Previously, it would only transfer back files that had a more recent timestamp
than the spool date. Now, it will transfer back any file that has changed
in date (including being dated in the past) or changed in size.
Known Bugs:
Version 6.8.2
Release Notes:
- Condor now uses Globus 4.0.3 for GSI, GRAM, and GridFTP support.
This includes a patch for the OpenSSL vulnerability detailed in
CVE-2006-4339 and http://www.openssl.org/news/secadv_20060905.txt.
It also includes fixes for Globus Bugzilla 4689
(http://bugzilla.globus.org/bugzilla/show_bug.cgi?id=4689) and a
bug that can cause duplicate UUIDs to be generated for WS GRAM jobs.
- The condor_ schedd daemon no longer forks separate processes to
change ownership of job directories in the spool.
Previously on Unix-like systems, this would create a
new process before a job started running and after it finished running.
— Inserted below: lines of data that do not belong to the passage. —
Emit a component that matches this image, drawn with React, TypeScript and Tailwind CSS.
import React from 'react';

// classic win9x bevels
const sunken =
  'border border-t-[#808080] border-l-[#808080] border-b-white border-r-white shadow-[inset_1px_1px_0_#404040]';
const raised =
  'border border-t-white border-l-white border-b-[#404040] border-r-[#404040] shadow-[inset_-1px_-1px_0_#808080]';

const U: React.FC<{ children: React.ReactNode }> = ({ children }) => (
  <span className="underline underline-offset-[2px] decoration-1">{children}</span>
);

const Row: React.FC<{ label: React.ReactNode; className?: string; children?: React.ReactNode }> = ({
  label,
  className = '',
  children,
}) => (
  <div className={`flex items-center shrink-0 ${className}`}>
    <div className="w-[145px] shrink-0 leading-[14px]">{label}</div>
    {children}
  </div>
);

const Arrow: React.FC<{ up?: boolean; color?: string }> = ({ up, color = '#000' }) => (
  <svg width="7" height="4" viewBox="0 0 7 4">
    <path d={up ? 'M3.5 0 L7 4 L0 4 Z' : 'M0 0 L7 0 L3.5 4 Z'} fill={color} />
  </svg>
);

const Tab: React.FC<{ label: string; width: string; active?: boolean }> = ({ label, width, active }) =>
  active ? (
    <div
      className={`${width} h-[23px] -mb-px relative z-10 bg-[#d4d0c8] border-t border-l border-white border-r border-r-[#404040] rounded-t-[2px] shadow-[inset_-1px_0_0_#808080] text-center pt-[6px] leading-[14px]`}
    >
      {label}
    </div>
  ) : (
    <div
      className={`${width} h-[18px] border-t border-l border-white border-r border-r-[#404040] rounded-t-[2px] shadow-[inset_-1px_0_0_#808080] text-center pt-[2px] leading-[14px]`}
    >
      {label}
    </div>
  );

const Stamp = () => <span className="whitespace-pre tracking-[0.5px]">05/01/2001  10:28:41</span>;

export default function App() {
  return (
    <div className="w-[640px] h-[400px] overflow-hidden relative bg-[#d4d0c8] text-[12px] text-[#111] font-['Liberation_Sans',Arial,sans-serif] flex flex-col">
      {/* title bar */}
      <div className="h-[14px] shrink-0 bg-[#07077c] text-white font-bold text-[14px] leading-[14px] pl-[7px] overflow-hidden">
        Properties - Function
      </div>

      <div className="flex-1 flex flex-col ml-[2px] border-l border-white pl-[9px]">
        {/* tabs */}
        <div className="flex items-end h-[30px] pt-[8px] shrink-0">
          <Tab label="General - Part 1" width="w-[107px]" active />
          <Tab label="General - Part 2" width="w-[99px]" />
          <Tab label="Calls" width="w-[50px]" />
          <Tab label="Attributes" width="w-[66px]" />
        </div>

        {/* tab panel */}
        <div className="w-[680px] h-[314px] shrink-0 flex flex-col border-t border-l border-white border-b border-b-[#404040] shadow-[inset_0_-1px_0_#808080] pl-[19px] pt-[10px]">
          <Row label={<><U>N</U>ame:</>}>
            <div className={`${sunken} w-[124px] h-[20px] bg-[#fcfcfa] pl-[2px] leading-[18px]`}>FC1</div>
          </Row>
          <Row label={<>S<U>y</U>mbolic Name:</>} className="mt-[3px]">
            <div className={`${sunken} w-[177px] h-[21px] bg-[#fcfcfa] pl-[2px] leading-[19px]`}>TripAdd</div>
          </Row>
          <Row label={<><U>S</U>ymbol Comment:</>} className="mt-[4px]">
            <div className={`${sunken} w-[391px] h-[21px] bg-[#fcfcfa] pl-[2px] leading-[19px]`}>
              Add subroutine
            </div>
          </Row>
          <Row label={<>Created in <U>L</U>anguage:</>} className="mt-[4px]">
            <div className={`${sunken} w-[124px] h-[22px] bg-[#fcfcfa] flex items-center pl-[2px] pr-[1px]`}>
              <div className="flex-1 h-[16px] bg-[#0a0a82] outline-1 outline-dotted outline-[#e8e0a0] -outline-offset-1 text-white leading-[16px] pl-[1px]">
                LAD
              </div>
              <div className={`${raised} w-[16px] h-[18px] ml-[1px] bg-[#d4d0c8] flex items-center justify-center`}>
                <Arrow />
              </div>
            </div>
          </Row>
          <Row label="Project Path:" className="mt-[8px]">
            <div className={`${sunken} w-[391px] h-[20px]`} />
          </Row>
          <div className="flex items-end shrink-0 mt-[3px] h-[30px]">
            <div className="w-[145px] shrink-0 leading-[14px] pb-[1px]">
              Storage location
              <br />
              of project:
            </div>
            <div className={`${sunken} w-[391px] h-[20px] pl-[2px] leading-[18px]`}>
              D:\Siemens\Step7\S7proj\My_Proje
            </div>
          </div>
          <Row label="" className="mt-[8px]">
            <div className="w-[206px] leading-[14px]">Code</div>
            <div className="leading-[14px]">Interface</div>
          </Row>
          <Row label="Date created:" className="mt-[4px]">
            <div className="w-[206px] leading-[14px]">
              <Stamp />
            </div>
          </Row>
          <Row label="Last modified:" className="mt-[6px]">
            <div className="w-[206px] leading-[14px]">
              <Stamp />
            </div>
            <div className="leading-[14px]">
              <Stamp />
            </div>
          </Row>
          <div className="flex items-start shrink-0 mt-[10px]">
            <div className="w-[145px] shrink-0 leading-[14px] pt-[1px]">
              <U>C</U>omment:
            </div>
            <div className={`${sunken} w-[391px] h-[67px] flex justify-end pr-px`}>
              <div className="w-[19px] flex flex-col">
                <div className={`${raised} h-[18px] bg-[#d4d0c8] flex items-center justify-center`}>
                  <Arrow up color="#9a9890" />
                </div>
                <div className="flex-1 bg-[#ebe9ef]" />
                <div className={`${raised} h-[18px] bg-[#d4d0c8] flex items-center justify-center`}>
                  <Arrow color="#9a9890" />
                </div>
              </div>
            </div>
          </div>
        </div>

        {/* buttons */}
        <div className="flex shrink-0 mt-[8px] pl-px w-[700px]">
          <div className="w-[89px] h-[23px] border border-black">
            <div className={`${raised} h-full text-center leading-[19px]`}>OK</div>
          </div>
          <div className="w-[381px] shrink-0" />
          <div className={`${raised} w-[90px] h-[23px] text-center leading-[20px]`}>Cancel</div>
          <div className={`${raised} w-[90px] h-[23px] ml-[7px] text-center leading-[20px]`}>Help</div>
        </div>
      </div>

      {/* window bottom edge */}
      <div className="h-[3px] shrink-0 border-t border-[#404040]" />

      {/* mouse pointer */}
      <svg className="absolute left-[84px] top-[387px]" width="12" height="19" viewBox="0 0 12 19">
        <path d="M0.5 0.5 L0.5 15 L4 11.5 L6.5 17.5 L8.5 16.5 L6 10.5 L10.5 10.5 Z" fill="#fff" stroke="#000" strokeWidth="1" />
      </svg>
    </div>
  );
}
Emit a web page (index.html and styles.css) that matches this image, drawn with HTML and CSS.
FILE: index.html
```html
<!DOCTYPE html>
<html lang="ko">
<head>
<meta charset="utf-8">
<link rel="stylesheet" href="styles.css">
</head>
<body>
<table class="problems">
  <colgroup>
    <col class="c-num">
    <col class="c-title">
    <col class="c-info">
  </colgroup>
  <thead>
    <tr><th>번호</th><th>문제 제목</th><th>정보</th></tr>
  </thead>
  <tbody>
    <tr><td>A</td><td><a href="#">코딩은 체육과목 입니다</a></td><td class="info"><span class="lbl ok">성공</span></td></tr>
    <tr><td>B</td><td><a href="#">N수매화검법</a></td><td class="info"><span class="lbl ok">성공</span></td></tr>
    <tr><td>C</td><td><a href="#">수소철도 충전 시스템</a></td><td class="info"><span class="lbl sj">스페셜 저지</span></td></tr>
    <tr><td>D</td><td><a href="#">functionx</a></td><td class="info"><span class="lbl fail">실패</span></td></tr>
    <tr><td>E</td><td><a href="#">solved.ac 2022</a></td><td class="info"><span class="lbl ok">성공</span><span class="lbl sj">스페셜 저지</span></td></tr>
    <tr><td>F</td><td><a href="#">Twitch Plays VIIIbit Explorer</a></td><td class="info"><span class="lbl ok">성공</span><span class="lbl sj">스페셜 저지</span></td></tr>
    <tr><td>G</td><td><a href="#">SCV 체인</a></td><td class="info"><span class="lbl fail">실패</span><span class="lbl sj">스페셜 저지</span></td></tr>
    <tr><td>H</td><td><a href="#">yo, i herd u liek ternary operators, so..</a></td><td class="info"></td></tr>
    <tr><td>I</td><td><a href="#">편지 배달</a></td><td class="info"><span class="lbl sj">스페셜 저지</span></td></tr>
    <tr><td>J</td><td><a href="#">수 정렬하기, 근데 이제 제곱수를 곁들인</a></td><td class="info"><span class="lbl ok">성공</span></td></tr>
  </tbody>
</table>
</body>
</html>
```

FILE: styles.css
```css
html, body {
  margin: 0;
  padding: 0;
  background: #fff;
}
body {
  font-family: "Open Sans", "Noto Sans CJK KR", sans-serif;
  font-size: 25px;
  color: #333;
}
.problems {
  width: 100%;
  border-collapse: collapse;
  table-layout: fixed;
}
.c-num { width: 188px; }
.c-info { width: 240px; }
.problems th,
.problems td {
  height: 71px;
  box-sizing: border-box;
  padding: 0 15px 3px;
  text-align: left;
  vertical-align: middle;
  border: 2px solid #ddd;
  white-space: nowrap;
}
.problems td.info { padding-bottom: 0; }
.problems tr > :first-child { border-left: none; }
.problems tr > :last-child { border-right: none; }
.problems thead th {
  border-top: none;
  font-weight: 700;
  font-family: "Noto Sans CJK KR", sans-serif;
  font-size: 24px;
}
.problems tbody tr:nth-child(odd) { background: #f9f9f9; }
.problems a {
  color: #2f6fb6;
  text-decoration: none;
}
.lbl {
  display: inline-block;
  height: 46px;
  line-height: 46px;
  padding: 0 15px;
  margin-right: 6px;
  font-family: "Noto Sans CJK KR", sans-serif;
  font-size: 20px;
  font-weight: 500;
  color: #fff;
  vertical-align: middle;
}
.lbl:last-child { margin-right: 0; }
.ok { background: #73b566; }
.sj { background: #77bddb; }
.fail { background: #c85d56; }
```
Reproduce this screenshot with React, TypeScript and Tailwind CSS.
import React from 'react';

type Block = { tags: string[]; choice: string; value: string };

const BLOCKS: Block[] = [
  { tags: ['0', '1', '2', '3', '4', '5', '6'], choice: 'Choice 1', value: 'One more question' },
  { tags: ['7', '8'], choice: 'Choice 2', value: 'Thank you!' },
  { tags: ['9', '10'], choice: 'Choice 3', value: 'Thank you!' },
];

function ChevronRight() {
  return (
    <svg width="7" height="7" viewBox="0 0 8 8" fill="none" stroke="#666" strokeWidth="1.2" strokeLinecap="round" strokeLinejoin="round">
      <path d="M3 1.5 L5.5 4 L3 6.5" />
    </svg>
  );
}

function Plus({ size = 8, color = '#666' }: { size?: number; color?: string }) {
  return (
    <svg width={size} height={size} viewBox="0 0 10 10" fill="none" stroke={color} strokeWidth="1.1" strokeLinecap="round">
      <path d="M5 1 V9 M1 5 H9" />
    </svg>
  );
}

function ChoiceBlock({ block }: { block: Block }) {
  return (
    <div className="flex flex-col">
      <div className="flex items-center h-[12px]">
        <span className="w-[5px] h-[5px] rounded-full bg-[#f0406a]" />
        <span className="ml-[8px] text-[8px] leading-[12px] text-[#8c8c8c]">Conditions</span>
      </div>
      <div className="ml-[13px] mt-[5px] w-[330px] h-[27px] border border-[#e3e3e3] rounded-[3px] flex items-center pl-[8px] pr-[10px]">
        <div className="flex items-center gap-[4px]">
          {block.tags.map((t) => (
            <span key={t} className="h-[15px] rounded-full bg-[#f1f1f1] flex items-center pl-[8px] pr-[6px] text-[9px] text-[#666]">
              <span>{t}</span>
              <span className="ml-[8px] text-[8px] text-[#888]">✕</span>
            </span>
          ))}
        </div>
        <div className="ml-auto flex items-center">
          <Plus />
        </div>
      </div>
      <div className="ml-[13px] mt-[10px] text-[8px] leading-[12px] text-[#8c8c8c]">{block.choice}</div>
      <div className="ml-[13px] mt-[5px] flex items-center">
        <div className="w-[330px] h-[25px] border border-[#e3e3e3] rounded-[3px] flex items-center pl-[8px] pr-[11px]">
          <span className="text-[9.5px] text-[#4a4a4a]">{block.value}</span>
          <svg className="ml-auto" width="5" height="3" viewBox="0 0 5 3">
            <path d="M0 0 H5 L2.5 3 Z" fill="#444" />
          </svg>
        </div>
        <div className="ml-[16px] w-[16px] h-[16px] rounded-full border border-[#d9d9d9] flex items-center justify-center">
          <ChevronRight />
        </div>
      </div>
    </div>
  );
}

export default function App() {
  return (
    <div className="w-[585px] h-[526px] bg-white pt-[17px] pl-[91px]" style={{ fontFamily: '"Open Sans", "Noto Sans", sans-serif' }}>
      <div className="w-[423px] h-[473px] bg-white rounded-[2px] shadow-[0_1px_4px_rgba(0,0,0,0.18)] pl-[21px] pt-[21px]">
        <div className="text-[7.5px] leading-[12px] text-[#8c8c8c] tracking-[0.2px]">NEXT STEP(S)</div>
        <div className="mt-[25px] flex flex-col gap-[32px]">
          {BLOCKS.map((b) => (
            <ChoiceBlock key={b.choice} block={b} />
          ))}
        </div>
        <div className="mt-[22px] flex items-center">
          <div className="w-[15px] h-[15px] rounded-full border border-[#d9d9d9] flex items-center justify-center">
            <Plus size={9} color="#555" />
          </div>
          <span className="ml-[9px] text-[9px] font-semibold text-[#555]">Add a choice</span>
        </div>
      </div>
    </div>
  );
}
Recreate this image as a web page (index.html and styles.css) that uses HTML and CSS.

Some
sites with very busy condor_ schedd daemons were encountering scaling problems.
New Features:
- Because, by default, the condor_ startd daemon references the job
ClassAd attribute NumCkpts, Condor's default configuration
will now round up the value of NumCkpts, in order to improve
matchmaking performance. See the entry on SCHEDD_ROUND_ATTR
in section 3.3.11.
- Enhanced the RHEL3 x86_64 port of Condor to include the standard
universe.
- condor_ submit_dag -f no longer deletes the
dagman.out file. condor_ submit_dag without the -f
option will now submit a DAGMan run even if the dagman.out
file exists. In this case, the file will be appended to.
- Added a property to the Windows installer program to determine
whether the Condor service will be started after installation. The
property name is STARTSERVICE, and the default value is ``Y''.
Bugs Fixed:
- A bug caused the condor_ master daemon to kill
only immediate children within the process tree,
upon an abnormal exit of the condor_ master daemon.
The condor_ master daemon now kills all descendant processes.
- Fixed a bug where if the file system was full, the debugging log
files (for example SchedLog) would silently lose messages. Now,
if the disk is full, the Condor daemons will
exit.
- Fixed a bug in the condor_ schedd daemon that caused it to stop
negotiating for grid universe jobs in the case that it decided
it could not spawn any new condor_ shadow processes.
- Added the ProcessId class (which more uniquely identifies a
process than a PID does) to the condor_ dagman abort duplicate
runs feature. This makes it less likely that a given instance of
condor_ dagman will mistakenly conclude that another instance of
condor_ dagman is already running on the same DAG. Also fixed an
unrelated bug in the abort duplicate runs feature that could cause
a condor_ dagman to not abort itself when it should.
- Condor daemons leaked memory (consuming more and more memory over time)
when parsing ClassAds that use functions with arguments.
- Fixed a bug in the condor_ starter daemon,
which caused it to look in the
wrong place for the job's executable, if TransferExecutable was set
to True in the job ClassAd.
- condor_ history no longer crashes if HISTORY is not defined
in the Condor configuration file.
- Fixed an unintentional change to the value of -Condorlog
in a condor_ dagman submit description file: it is once again the log file of
the first node job.
- Fixed a bug in condor_ q that would cause condor_ q -hold or
condor_ q -run to exit with an error on some platforms.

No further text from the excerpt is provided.